* SET EXERCISE
Select the lines that contain "styles" and copy each of them.
□ □ □ □ □
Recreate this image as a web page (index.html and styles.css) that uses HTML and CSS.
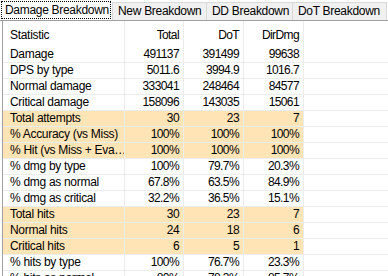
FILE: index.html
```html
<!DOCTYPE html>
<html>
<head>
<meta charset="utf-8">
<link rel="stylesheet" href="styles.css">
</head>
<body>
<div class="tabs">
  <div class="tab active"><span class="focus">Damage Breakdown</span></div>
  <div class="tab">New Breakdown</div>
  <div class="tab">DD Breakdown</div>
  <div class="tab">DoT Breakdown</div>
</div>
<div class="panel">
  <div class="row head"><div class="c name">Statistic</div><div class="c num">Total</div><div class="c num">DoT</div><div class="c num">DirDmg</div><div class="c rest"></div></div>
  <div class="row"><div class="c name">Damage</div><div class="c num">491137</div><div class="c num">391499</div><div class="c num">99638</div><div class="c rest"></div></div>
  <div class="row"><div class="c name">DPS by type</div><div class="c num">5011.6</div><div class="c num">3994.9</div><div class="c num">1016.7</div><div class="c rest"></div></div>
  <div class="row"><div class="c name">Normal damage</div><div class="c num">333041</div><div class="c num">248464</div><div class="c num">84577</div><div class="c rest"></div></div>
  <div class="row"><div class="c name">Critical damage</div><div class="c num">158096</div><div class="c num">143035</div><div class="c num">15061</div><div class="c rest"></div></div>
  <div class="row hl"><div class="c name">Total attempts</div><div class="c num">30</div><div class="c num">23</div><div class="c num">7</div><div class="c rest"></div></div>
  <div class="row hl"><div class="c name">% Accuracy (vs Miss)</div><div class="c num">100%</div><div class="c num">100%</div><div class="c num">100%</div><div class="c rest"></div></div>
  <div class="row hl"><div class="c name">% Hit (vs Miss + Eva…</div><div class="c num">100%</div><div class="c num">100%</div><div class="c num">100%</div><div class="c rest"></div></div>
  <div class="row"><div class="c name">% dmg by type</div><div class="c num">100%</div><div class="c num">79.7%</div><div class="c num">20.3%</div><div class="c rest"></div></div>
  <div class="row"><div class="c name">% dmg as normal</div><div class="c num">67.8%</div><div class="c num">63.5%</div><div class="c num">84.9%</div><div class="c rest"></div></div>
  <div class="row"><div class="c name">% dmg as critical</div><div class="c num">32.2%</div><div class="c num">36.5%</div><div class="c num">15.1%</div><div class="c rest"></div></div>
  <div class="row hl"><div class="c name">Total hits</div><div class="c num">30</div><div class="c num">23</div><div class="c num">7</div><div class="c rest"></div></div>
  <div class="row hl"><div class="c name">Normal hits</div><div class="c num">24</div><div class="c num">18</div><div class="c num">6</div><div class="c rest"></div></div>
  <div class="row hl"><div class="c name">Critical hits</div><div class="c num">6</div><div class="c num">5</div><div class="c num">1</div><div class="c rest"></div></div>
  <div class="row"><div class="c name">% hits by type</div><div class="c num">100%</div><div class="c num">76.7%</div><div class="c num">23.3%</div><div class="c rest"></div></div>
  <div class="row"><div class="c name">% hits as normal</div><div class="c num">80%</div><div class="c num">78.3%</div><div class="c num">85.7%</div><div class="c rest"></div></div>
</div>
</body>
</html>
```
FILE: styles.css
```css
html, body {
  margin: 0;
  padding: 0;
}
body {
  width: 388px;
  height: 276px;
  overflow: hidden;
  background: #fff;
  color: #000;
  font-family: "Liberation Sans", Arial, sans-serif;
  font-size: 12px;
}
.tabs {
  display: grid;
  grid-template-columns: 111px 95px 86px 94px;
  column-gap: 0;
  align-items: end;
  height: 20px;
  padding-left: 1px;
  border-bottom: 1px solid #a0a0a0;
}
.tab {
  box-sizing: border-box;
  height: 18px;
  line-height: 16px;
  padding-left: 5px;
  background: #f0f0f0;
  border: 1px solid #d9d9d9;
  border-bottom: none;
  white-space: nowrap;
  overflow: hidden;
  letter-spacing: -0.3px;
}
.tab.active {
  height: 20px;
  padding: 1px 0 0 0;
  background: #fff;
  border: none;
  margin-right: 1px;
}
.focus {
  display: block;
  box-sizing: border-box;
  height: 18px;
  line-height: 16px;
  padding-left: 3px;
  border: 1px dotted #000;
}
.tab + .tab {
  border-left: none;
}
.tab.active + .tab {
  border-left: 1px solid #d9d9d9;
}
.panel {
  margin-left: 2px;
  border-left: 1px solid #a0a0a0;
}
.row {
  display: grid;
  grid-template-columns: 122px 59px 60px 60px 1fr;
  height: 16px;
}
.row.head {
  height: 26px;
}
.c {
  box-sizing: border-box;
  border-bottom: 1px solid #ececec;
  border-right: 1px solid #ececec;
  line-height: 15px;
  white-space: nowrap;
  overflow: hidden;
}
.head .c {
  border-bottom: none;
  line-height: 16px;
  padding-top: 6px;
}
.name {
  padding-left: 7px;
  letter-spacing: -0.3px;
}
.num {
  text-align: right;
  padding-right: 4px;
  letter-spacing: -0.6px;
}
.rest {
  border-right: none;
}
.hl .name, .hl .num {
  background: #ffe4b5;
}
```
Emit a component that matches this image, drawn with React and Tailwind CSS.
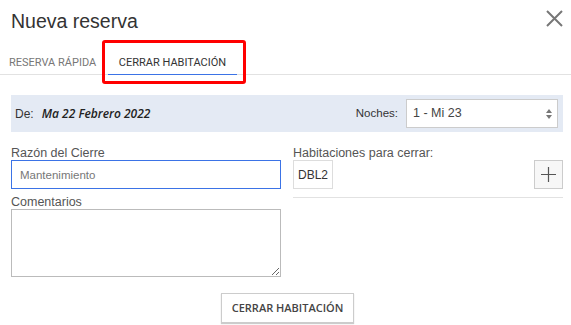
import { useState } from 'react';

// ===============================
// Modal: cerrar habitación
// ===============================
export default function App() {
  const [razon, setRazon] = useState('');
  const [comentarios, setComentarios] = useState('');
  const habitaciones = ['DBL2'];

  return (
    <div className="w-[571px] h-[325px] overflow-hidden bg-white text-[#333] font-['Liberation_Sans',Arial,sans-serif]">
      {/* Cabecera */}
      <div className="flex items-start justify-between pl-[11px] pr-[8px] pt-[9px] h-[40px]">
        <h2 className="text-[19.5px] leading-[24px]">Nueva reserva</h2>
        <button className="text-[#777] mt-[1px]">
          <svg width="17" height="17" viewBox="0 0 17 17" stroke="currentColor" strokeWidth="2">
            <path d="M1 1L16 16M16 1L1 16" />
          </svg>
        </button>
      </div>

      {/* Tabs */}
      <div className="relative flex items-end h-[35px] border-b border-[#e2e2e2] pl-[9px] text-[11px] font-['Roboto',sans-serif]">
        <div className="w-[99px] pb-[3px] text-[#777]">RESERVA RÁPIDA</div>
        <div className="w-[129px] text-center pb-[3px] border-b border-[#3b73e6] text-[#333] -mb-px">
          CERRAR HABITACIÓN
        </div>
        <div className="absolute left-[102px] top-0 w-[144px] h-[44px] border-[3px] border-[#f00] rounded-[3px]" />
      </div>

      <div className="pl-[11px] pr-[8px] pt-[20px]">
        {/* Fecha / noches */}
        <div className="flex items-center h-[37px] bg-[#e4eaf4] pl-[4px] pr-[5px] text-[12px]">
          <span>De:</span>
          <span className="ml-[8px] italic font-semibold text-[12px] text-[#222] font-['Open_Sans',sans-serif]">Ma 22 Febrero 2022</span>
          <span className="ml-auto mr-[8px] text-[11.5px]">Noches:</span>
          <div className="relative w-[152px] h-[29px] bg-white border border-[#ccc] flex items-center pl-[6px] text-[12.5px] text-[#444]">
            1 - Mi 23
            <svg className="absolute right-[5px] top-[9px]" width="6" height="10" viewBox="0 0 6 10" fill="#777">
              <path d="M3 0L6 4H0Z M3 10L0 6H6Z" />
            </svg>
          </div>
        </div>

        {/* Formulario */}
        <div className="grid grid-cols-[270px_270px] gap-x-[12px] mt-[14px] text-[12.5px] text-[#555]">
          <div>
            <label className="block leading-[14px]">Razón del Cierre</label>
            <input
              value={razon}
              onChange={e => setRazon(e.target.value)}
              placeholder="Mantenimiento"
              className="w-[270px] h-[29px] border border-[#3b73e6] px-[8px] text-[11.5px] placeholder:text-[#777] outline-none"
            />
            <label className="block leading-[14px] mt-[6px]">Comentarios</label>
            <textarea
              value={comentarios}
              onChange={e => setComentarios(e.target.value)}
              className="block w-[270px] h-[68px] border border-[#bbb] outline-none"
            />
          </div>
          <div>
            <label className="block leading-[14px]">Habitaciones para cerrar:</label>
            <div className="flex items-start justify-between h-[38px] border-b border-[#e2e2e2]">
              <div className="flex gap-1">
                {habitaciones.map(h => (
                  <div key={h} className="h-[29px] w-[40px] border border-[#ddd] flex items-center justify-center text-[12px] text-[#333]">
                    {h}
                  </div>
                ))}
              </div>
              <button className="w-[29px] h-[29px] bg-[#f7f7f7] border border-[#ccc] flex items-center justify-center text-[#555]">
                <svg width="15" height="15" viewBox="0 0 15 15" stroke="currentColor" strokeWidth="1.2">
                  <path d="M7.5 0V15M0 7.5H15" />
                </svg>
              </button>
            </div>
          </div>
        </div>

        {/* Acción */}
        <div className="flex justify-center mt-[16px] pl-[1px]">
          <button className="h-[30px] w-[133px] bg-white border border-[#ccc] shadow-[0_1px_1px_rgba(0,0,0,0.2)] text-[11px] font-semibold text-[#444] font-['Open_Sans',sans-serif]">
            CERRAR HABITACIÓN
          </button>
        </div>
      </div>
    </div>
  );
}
□ □ □ □ □
* EXERCISE OUTPUT
Recreate this image as a web page (index.html and styles.css) that uses HTML and CSS.
<link rel="stylesheet" href="styles.css">
FILE: styles.css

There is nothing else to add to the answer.